Transcribe the records below exactly, leaving out any pictures.

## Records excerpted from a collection
------------

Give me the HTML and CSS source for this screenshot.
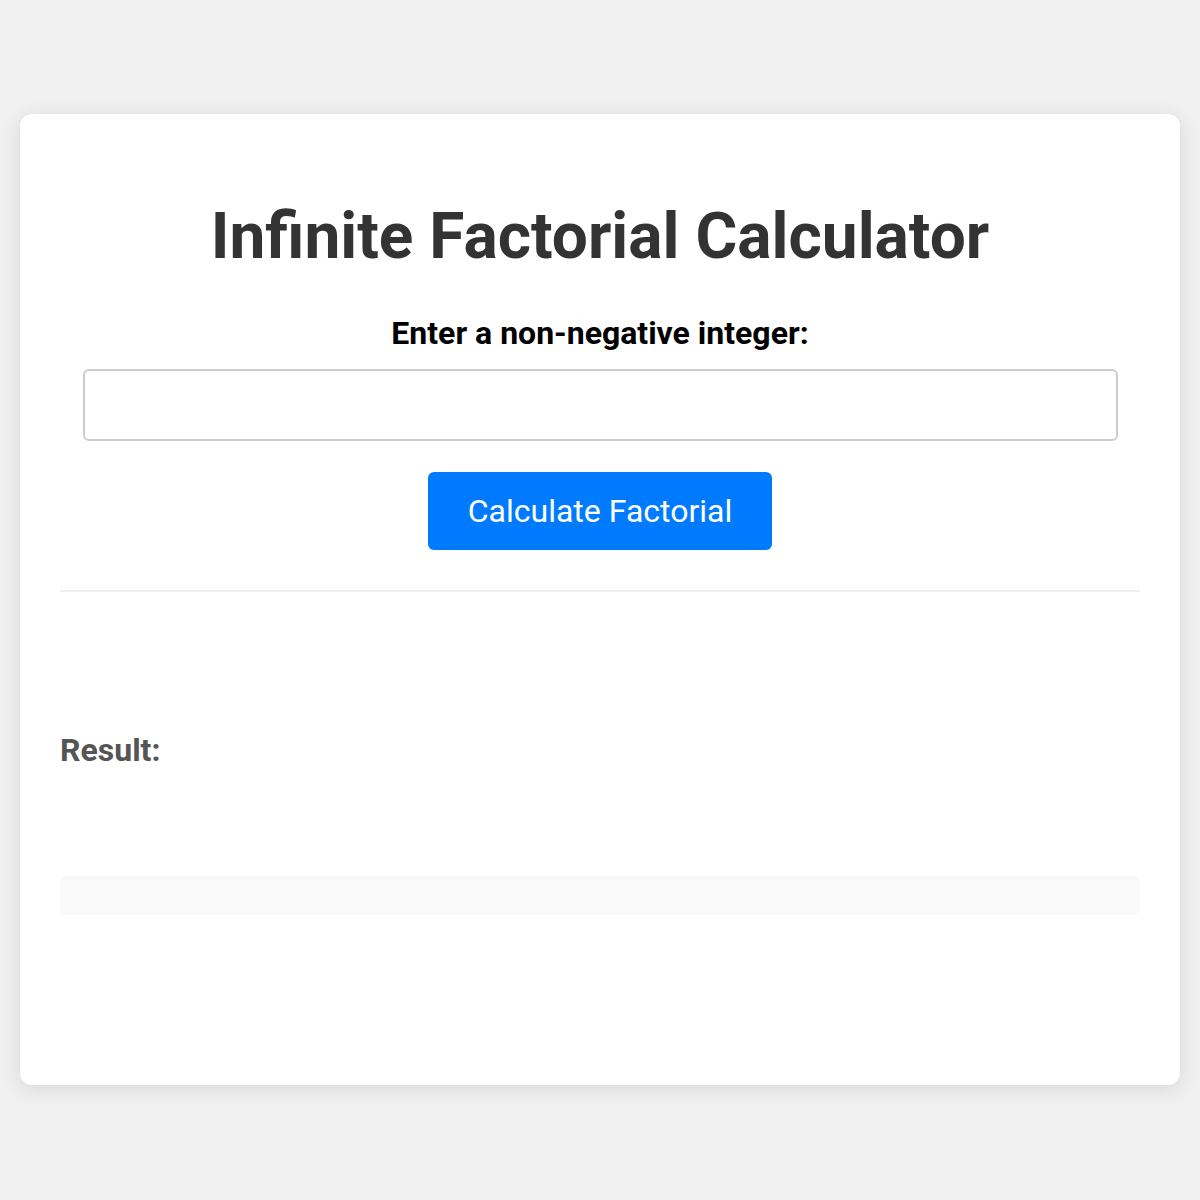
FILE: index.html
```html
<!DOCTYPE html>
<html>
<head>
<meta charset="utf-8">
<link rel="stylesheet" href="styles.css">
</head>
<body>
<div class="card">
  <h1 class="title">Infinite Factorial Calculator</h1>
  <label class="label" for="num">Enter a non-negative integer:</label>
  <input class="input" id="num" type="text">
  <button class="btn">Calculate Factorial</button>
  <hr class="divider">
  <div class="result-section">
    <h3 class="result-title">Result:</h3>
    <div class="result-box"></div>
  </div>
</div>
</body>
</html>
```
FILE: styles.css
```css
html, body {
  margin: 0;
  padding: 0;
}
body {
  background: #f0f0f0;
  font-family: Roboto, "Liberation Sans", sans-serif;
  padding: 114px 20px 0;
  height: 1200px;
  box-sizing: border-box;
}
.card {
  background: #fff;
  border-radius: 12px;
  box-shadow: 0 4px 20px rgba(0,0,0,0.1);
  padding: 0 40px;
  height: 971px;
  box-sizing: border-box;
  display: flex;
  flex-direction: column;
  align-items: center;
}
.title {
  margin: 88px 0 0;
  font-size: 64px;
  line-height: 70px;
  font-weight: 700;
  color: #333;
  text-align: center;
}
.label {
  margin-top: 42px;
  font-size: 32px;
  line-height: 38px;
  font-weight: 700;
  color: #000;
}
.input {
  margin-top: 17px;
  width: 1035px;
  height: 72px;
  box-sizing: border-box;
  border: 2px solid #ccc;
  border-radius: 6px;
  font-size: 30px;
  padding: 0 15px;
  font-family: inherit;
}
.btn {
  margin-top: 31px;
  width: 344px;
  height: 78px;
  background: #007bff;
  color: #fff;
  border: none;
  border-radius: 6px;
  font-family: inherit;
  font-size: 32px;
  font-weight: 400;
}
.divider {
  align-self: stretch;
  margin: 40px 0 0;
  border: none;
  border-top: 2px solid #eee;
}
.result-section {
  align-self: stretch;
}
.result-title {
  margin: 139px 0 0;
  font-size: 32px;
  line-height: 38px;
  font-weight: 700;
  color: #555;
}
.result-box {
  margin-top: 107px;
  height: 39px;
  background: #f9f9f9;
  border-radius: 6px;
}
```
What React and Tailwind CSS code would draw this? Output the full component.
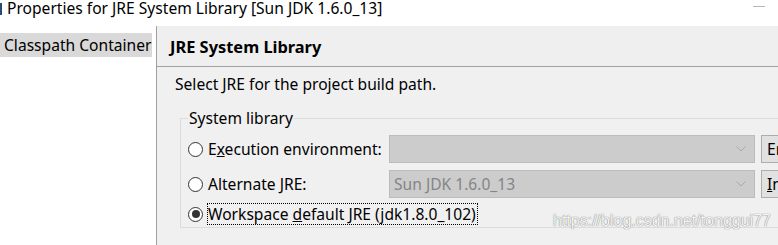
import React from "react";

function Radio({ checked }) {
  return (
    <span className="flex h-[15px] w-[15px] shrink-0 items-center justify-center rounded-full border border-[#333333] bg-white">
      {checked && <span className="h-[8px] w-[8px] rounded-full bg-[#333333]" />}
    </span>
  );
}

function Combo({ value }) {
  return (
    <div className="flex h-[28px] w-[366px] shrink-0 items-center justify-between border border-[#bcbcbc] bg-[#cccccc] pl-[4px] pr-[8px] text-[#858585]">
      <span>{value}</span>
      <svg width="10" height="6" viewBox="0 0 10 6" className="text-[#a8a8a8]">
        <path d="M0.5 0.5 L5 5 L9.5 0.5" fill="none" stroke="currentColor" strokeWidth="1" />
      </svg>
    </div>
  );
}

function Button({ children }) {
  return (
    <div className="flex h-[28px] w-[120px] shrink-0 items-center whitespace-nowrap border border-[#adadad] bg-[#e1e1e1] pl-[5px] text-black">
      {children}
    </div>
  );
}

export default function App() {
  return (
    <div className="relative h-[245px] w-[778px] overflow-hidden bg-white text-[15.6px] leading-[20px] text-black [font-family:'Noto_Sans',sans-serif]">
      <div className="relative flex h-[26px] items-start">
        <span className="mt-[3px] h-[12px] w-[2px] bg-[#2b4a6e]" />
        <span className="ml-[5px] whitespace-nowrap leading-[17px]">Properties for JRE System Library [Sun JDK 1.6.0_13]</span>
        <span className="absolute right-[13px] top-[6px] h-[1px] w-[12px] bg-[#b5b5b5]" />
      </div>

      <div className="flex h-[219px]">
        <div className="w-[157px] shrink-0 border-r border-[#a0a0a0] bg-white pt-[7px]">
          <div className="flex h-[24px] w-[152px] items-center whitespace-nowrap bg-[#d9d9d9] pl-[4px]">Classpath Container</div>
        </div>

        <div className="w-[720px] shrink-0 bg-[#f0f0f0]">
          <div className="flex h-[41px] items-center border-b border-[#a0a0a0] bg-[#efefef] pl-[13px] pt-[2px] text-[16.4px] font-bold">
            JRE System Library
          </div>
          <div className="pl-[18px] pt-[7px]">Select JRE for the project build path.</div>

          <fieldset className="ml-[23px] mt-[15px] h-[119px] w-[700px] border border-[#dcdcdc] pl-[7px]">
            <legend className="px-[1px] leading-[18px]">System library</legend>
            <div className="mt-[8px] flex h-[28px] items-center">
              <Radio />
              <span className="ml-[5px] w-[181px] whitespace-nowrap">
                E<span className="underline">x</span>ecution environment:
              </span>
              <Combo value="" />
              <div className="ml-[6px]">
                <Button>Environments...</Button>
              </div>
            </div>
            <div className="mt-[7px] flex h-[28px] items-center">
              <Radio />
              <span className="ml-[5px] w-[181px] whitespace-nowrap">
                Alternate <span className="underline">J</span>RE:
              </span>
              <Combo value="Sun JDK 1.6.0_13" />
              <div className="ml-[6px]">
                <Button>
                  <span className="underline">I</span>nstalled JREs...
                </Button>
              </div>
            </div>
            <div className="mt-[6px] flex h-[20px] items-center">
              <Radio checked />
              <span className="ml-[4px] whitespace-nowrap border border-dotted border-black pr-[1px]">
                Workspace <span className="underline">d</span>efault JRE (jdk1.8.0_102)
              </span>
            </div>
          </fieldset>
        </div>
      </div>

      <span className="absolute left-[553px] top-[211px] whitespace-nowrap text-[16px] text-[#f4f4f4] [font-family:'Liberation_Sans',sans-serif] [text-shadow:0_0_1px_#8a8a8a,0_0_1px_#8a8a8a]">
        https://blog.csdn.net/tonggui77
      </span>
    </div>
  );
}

------------

## RESPONSE
Give me the HTML and CSS source for this screenshot.
FILE: index.html
```html
<!DOCTYPE html>
<html>
<head>
<meta charset="utf-8">
<link rel="stylesheet" href="styles.css">
</head>
<body>
<div class="card">
  <h1 class="title">Infinite Factorial Calculator</h1>
  <label class="label" for="num">Enter a non-negative integer:</label>
  <input class="input" id="num" type="text">
  <button class="btn">Calculate Factorial</button>
  <hr class="divider">
  <div class="result-section">
    <h3 class="result-title">Result:</h3>
    <div class="result-box"></div>
  </div>
</div>
</body>
</html>
```
FILE: styles.css
```css
html, body {
  margin: 0;
  padding: 0;
}
body {
  background: #f0f0f0;
  font-family: Roboto, "Liberation Sans", sans-serif;
  padding: 114px 20px 0;
  height: 1200px;
  box-sizing: border-box;
}
.card {
  background: #fff;
  border-radius: 12px;
  box-shadow: 0 4px 20px rgba(0,0,0,0.1);
  padding: 0 40px;
  height: 971px;
  box-sizing: border-box;
  display: flex;
  flex-direction: column;
  align-items: center;
}
.title {
  margin: 88px 0 0;
  font-size: 64px;
  line-height: 70px;
  font-weight: 700;
  color: #333;
  text-align: center;
}
.label {
  margin-top: 42px;
  font-size: 32px;
  line-height: 38px;
  font-weight: 700;
  color: #000;
}
.input {
  margin-top: 17px;
  width: 1035px;
  height: 72px;
  box-sizing: border-box;
  border: 2px solid #ccc;
  border-radius: 6px;
  font-size: 30px;
  padding: 0 15px;
  font-family: inherit;
}
.btn {
  margin-top: 31px;
  width: 344px;
  height: 78px;
  background: #007bff;
  color: #fff;
  border: none;
  border-radius: 6px;
  font-family: inherit;
  font-size: 32px;
  font-weight: 400;
}
.divider {
  align-self: stretch;
  margin: 40px 0 0;
  border: none;
  border-top: 2px solid #eee;
}
.result-section {
  align-self: stretch;
}
.result-title {
  margin: 139px 0 0;
  font-size: 32px;
  line-height: 38px;
  font-weight: 700;
  color: #555;
}
.result-box {
  margin-top: 107px;
  height: 39px;
  background: #f9f9f9;
  border-radius: 6px;
}
```
What React and Tailwind CSS code would draw this? Output the full component.
import React from "react";

function Radio({ checked }) {
  return (
    <span className="flex h-[15px] w-[15px] shrink-0 items-center justify-center rounded-full border border-[#333333] bg-white">
      {checked && <span className="h-[8px] w-[8px] rounded-full bg-[#333333]" />}
    </span>
  );
}

function Combo({ value }) {
  return (
    <div className="flex h-[28px] w-[366px] shrink-0 items-center justify-between border border-[#bcbcbc] bg-[#cccccc] pl-[4px] pr-[8px] text-[#858585]">
      <span>{value}</span>
      <svg width="10" height="6" viewBox="0 0 10 6" className="text-[#a8a8a8]">
        <path d="M0.5 0.5 L5 5 L9.5 0.5" fill="none" stroke="currentColor" strokeWidth="1" />
      </svg>
    </div>
  );
}

function Button({ children }) {
  return (
    <div className="flex h-[28px] w-[120px] shrink-0 items-center whitespace-nowrap border border-[#adadad] bg-[#e1e1e1] pl-[5px] text-black">
      {children}
    </div>
  );
}

export default function App() {
  return (
    <div className="relative h-[245px] w-[778px] overflow-hidden bg-white text-[15.6px] leading-[20px] text-black [font-family:'Noto_Sans',sans-serif]">
      <div className="relative flex h-[26px] items-start">
        <span className="mt-[3px] h-[12px] w-[2px] bg-[#2b4a6e]" />
        <span className="ml-[5px] whitespace-nowrap leading-[17px]">Properties for JRE System Library [Sun JDK 1.6.0_13]</span>
        <span className="absolute right-[13px] top-[6px] h-[1px] w-[12px] bg-[#b5b5b5]" />
      </div>

      <div className="flex h-[219px]">
        <div className="w-[157px] shrink-0 border-r border-[#a0a0a0] bg-white pt-[7px]">
          <div className="flex h-[24px] w-[152px] items-center whitespace-nowrap bg-[#d9d9d9] pl-[4px]">Classpath Container</div>
        </div>

        <div className="w-[720px] shrink-0 bg-[#f0f0f0]">
          <div className="flex h-[41px] items-center border-b border-[#a0a0a0] bg-[#efefef] pl-[13px] pt-[2px] text-[16.4px] font-bold">
            JRE System Library
          </div>
          <div className="pl-[18px] pt-[7px]">Select JRE for the project build path.</div>

          <fieldset className="ml-[23px] mt-[15px] h-[119px] w-[700px] border border-[#dcdcdc] pl-[7px]">
            <legend className="px-[1px] leading-[18px]">System library</legend>
            <div className="mt-[8px] flex h-[28px] items-center">
              <Radio />
              <span className="ml-[5px] w-[181px] whitespace-nowrap">
                E<span className="underline">x</span>ecution environment:
              </span>
              <Combo value="" />
              <div className="ml-[6px]">
                <Button>Environments...</Button>
              </div>
            </div>
            <div className="mt-[7px] flex h-[28px] items-center">
              <Radio />
              <span className="ml-[5px] w-[181px] whitespace-nowrap">
                Alternate <span className="underline">J</span>RE:
              </span>
              <Combo value="Sun JDK 1.6.0_13" />
              <div className="ml-[6px]">
                <Button>
                  <span className="underline">I</span>nstalled JREs...
                </Button>
              </div>
            </div>
            <div className="mt-[6px] flex h-[20px] items-center">
              <Radio checked />
              <span className="ml-[4px] whitespace-nowrap border border-dotted border-black pr-[1px]">
                Workspace <span className="underline">d</span>efault JRE (jdk1.8.0_102)
              </span>
            </div>
          </fieldset>
        </div>
      </div>

      <span className="absolute left-[553px] top-[211px] whitespace-nowrap text-[16px] text-[#f4f4f4] [font-family:'Liberation_Sans',sans-serif] [text-shadow:0_0_1px_#8a8a8a,0_0_1px_#8a8a8a]">
        https://blog.csdn.net/tonggui77
      </span>
    </div>
  );
}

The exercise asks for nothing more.